====== DATA RECORDS

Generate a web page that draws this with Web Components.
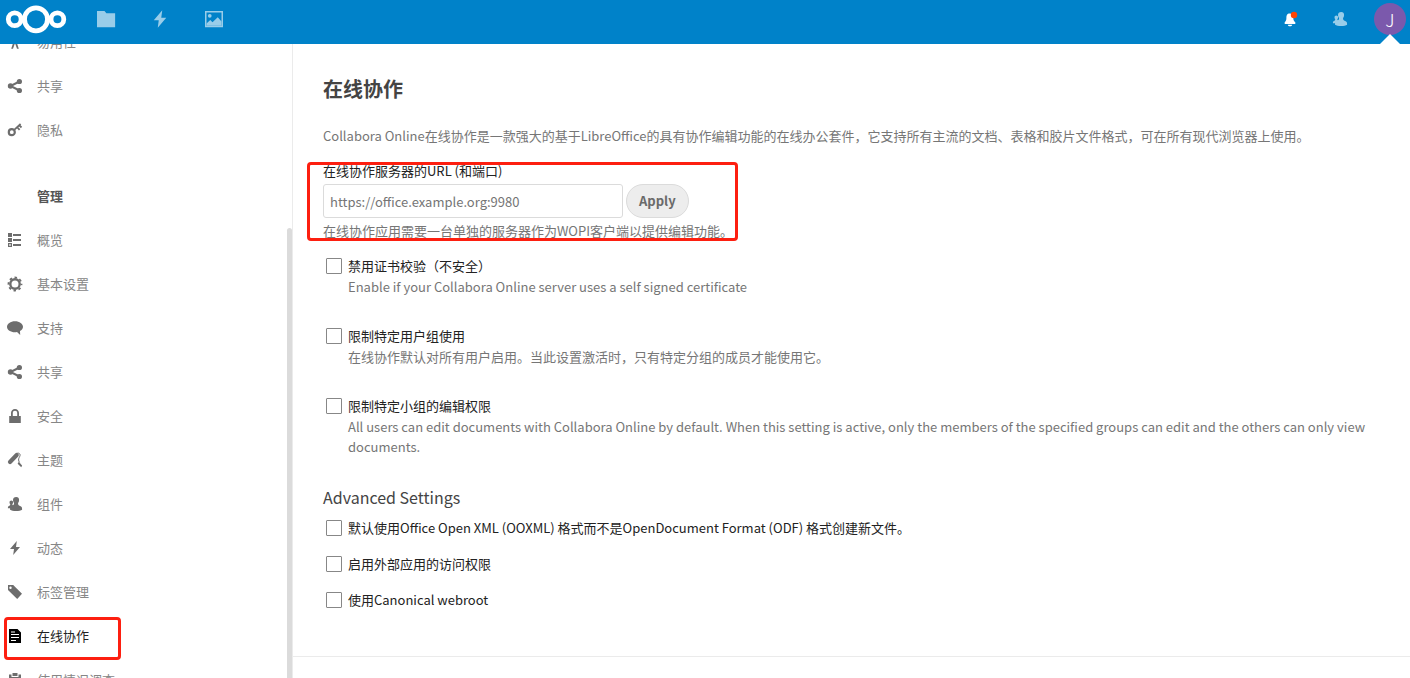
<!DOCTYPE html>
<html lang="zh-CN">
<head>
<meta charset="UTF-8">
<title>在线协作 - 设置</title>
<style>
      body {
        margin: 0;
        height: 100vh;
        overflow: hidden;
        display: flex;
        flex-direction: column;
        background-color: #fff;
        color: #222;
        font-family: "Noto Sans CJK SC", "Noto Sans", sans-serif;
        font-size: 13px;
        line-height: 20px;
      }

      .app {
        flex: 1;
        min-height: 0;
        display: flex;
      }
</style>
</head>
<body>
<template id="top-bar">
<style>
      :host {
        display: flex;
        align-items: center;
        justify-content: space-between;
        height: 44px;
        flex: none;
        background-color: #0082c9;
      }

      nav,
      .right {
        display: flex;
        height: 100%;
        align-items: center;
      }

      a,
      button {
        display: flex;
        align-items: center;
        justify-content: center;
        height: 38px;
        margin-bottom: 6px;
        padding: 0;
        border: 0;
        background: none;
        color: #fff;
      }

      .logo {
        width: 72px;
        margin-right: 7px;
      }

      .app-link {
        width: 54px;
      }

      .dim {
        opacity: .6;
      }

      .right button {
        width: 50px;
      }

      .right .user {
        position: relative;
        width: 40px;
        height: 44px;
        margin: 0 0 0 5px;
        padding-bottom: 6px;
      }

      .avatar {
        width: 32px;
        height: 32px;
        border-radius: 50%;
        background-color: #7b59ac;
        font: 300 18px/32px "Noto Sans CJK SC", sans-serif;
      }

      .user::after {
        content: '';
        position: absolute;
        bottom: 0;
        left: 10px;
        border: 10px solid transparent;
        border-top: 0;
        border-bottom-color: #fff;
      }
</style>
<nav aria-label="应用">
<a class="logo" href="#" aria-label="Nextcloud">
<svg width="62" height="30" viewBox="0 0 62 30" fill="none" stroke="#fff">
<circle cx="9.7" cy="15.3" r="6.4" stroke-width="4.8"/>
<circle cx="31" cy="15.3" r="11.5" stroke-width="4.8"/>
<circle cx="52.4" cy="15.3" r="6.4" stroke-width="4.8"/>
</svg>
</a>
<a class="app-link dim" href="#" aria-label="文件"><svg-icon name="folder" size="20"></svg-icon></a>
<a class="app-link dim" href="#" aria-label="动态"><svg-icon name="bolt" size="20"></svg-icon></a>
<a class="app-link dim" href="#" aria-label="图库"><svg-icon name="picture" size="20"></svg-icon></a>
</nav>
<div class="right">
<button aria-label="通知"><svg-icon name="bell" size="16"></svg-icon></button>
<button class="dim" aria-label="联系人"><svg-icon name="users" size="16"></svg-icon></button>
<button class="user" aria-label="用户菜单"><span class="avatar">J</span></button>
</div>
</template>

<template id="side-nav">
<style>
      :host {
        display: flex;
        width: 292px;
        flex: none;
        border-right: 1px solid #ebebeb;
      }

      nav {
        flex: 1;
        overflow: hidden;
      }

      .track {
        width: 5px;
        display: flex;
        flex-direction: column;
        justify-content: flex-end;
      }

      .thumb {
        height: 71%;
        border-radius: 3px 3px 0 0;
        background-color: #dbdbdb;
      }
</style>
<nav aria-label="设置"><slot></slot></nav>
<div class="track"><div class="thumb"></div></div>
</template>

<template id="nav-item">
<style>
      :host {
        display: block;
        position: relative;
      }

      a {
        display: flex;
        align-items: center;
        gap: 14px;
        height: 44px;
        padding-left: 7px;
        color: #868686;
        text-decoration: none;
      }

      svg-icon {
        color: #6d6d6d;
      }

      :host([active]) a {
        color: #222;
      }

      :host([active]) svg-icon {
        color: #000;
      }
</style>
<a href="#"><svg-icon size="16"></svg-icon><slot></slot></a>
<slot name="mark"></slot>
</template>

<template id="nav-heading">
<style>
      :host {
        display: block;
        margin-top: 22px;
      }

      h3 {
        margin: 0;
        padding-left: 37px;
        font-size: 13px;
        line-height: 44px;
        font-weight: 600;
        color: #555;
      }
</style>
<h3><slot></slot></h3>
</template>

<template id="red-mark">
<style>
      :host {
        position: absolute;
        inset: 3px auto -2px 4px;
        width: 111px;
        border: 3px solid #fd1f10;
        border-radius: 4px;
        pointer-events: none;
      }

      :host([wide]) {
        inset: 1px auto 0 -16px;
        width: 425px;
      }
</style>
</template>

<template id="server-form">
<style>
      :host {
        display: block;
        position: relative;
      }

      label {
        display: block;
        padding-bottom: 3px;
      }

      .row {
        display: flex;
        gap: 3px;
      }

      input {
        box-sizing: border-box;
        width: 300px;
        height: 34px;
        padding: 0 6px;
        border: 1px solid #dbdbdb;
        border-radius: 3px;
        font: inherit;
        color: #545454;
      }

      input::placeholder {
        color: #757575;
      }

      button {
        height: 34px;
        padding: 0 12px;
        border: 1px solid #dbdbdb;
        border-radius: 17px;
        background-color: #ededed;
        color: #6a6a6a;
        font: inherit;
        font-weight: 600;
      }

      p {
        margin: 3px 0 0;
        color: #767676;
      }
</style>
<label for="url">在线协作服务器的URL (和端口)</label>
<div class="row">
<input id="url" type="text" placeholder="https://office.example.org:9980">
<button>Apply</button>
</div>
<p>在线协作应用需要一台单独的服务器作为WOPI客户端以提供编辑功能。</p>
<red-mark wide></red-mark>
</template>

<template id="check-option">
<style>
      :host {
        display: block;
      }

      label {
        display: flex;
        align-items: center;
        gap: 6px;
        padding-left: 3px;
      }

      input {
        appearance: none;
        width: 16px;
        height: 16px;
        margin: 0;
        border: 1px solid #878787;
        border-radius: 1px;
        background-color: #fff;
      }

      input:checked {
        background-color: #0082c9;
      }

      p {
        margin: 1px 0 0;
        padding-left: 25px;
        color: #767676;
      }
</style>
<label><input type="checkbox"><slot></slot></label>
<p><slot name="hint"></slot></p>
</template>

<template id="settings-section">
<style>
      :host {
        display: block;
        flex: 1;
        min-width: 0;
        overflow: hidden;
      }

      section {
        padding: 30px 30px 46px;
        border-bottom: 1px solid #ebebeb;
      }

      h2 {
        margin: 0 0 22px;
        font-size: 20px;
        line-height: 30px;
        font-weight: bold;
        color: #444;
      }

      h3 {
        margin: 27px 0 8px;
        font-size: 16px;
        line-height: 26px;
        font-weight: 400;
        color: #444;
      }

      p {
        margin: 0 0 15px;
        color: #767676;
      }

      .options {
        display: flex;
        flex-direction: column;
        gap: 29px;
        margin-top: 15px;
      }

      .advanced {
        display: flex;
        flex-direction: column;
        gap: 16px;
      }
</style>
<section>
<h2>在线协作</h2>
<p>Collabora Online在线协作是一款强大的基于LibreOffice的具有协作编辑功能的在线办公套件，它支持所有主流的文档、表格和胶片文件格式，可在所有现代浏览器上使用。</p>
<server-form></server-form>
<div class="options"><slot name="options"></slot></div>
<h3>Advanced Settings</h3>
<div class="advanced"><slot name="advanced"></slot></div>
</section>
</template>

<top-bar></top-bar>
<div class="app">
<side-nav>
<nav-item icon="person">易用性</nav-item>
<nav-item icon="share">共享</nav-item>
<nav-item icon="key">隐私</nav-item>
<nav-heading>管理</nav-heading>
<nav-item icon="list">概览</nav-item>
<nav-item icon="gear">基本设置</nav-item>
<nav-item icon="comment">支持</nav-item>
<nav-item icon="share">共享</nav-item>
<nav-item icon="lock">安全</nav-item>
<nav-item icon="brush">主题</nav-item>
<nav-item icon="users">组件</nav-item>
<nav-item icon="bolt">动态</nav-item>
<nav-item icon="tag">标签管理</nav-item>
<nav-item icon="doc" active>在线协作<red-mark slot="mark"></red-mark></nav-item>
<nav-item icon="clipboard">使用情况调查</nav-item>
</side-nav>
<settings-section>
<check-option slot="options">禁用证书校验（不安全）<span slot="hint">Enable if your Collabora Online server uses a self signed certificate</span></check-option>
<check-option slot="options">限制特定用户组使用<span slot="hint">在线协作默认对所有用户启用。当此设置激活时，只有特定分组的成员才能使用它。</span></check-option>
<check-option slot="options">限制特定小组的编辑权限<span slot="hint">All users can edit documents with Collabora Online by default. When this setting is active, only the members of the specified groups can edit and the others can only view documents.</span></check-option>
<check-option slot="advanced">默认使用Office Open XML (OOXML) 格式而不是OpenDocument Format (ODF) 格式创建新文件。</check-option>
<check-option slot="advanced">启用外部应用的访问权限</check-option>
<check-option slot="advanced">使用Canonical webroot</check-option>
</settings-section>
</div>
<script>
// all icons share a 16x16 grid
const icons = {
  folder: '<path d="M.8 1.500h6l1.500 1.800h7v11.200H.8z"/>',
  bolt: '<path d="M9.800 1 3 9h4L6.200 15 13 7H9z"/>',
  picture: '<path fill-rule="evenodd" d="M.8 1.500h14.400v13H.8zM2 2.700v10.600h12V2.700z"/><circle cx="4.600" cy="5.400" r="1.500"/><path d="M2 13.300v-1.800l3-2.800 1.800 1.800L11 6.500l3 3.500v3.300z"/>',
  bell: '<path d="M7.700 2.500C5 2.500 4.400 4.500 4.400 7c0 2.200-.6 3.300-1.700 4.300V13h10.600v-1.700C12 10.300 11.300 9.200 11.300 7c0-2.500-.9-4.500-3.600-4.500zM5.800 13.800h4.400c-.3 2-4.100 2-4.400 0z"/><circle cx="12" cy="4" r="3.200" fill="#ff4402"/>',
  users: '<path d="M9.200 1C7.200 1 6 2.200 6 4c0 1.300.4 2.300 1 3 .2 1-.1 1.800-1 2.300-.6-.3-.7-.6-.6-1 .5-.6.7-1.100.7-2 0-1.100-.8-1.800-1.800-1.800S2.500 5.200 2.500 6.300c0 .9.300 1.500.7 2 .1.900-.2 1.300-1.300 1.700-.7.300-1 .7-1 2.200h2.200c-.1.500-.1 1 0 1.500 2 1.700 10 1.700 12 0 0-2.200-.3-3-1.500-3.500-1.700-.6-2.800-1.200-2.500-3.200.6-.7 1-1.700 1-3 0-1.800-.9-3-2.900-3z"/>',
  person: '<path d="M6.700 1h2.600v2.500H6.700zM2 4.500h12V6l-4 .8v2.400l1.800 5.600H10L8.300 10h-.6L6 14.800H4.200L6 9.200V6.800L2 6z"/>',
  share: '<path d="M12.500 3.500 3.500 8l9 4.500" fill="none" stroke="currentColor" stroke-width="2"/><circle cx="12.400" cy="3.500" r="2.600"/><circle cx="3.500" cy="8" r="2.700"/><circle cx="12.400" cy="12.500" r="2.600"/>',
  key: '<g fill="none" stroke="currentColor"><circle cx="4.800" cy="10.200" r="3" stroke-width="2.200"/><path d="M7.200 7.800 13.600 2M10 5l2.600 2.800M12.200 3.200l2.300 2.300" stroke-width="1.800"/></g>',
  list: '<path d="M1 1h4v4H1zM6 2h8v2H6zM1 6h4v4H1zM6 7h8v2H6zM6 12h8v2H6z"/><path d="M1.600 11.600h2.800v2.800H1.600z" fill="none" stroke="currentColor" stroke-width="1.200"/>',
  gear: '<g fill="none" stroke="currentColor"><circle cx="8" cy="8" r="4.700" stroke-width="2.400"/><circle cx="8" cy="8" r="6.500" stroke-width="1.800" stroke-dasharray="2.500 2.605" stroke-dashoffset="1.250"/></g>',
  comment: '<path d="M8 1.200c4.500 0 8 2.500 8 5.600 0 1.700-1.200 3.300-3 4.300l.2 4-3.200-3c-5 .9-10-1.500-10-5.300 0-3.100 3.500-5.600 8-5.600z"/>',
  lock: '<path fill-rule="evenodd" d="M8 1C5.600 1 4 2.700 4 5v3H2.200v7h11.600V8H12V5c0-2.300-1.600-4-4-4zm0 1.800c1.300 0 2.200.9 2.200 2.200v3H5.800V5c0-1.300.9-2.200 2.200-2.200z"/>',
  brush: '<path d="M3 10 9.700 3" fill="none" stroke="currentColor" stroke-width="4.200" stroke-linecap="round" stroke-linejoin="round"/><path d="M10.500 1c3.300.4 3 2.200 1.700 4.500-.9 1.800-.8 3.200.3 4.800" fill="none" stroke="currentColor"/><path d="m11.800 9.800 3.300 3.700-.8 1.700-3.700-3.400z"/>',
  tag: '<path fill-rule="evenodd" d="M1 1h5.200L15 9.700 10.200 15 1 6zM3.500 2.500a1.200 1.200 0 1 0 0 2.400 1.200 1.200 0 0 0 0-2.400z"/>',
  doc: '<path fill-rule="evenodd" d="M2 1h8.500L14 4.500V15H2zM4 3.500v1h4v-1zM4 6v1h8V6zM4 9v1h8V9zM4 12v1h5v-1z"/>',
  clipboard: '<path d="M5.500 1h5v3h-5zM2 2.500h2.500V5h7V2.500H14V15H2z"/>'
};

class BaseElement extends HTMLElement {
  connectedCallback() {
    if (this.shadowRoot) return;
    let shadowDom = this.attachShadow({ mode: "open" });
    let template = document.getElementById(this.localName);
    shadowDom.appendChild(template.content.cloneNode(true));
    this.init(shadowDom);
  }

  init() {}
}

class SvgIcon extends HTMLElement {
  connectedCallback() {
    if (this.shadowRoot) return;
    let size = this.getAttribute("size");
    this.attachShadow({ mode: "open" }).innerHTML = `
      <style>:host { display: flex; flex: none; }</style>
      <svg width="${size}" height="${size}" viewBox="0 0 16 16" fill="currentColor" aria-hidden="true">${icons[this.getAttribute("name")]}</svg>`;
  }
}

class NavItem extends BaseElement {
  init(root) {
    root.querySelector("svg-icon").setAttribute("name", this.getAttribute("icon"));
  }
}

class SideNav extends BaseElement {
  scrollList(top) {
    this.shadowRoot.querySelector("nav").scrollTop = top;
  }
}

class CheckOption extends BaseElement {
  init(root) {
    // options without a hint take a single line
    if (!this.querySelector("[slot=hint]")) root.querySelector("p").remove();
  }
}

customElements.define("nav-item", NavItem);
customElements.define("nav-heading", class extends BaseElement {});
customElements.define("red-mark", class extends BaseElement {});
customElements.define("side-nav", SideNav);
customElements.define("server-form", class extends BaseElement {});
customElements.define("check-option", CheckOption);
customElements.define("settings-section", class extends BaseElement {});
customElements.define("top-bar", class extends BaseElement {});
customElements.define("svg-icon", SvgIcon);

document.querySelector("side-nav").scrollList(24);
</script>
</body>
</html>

============
====== DATA RECORDS

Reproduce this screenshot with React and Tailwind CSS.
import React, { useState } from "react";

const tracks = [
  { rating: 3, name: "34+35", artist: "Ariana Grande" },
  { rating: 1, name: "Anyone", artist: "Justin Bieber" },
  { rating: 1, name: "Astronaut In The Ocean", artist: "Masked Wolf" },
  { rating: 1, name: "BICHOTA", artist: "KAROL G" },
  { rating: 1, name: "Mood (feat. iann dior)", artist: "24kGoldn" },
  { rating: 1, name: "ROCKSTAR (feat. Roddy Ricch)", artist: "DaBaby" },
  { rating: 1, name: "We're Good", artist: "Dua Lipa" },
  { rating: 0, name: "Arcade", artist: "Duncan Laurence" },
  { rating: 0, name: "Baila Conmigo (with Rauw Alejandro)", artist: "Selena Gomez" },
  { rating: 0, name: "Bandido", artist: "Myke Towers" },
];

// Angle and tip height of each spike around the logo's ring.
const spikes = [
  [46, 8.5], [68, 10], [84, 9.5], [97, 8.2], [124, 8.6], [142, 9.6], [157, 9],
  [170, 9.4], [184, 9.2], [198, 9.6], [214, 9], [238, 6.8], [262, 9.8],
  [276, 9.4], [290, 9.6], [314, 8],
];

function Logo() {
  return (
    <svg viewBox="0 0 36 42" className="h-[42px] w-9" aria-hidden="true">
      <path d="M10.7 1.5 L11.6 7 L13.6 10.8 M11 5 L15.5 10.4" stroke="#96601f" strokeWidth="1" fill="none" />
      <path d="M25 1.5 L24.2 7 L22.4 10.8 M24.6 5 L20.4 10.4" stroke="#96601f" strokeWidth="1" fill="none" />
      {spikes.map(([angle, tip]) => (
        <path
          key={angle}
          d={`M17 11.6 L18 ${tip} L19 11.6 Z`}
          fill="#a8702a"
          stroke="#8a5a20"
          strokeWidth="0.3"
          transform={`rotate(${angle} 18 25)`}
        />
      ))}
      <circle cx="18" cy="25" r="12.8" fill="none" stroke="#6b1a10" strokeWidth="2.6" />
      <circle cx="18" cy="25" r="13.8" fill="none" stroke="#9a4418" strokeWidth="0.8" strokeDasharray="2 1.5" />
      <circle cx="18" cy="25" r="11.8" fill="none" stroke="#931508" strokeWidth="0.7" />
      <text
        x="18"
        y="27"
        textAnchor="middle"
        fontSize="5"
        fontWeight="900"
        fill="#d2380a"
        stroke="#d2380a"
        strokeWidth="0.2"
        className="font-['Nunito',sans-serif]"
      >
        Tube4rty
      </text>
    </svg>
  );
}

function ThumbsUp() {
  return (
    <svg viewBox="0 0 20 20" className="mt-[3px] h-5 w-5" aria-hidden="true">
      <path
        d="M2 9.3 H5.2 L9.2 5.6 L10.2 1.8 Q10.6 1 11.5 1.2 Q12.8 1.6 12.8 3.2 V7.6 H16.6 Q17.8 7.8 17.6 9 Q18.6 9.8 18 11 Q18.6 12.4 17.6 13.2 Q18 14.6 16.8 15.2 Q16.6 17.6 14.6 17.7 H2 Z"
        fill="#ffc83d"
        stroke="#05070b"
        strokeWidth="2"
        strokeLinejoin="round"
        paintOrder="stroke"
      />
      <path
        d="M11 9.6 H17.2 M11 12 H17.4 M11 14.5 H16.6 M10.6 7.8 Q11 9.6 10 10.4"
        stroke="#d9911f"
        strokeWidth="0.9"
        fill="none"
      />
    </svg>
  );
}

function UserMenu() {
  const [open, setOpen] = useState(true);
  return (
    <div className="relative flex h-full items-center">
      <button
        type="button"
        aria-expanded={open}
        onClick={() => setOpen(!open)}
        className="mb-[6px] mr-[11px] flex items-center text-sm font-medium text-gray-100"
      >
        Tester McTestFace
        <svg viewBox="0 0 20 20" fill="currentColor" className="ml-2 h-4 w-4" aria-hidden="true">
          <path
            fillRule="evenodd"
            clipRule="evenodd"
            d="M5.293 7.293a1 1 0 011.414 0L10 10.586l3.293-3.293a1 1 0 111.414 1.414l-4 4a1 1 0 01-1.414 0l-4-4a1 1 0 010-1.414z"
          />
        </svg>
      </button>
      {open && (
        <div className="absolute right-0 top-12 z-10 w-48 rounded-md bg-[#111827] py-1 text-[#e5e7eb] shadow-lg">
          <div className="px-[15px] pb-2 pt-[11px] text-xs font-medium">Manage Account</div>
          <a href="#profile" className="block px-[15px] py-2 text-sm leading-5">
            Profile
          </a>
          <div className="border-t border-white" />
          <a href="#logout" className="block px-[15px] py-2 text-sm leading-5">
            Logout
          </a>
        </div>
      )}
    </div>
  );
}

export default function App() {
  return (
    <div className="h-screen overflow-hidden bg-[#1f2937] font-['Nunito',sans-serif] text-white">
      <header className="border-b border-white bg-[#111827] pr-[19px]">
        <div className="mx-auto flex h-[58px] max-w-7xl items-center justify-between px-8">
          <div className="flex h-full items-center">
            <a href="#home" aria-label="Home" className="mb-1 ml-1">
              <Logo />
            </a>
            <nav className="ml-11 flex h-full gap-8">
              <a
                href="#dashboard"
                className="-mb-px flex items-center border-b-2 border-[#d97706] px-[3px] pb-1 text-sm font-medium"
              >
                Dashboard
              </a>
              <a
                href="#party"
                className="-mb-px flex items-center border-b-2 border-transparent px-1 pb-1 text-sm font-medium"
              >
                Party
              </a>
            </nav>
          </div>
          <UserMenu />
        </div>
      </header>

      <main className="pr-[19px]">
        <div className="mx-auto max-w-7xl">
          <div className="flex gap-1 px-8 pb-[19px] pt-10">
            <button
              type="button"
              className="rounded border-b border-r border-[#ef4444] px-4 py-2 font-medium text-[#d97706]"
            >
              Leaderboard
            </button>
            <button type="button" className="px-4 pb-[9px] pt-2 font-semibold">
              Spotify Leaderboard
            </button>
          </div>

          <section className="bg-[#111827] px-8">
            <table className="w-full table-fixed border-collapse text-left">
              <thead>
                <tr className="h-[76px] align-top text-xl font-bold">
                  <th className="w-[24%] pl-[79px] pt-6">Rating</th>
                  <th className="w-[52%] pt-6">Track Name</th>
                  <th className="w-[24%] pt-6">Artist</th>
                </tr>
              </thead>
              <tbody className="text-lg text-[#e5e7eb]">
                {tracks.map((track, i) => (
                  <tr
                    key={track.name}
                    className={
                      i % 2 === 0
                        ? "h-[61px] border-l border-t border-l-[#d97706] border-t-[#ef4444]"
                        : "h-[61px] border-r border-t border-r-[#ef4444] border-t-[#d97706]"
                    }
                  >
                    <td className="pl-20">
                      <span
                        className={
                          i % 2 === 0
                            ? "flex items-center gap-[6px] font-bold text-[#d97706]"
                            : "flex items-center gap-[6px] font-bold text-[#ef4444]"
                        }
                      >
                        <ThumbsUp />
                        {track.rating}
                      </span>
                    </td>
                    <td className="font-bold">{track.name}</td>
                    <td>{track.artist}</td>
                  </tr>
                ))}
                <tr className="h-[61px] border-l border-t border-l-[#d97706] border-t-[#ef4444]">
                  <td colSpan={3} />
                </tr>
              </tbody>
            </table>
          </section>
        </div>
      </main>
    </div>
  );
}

============

How many lines in these entries hold the string "React"? Answer with the number alone.

2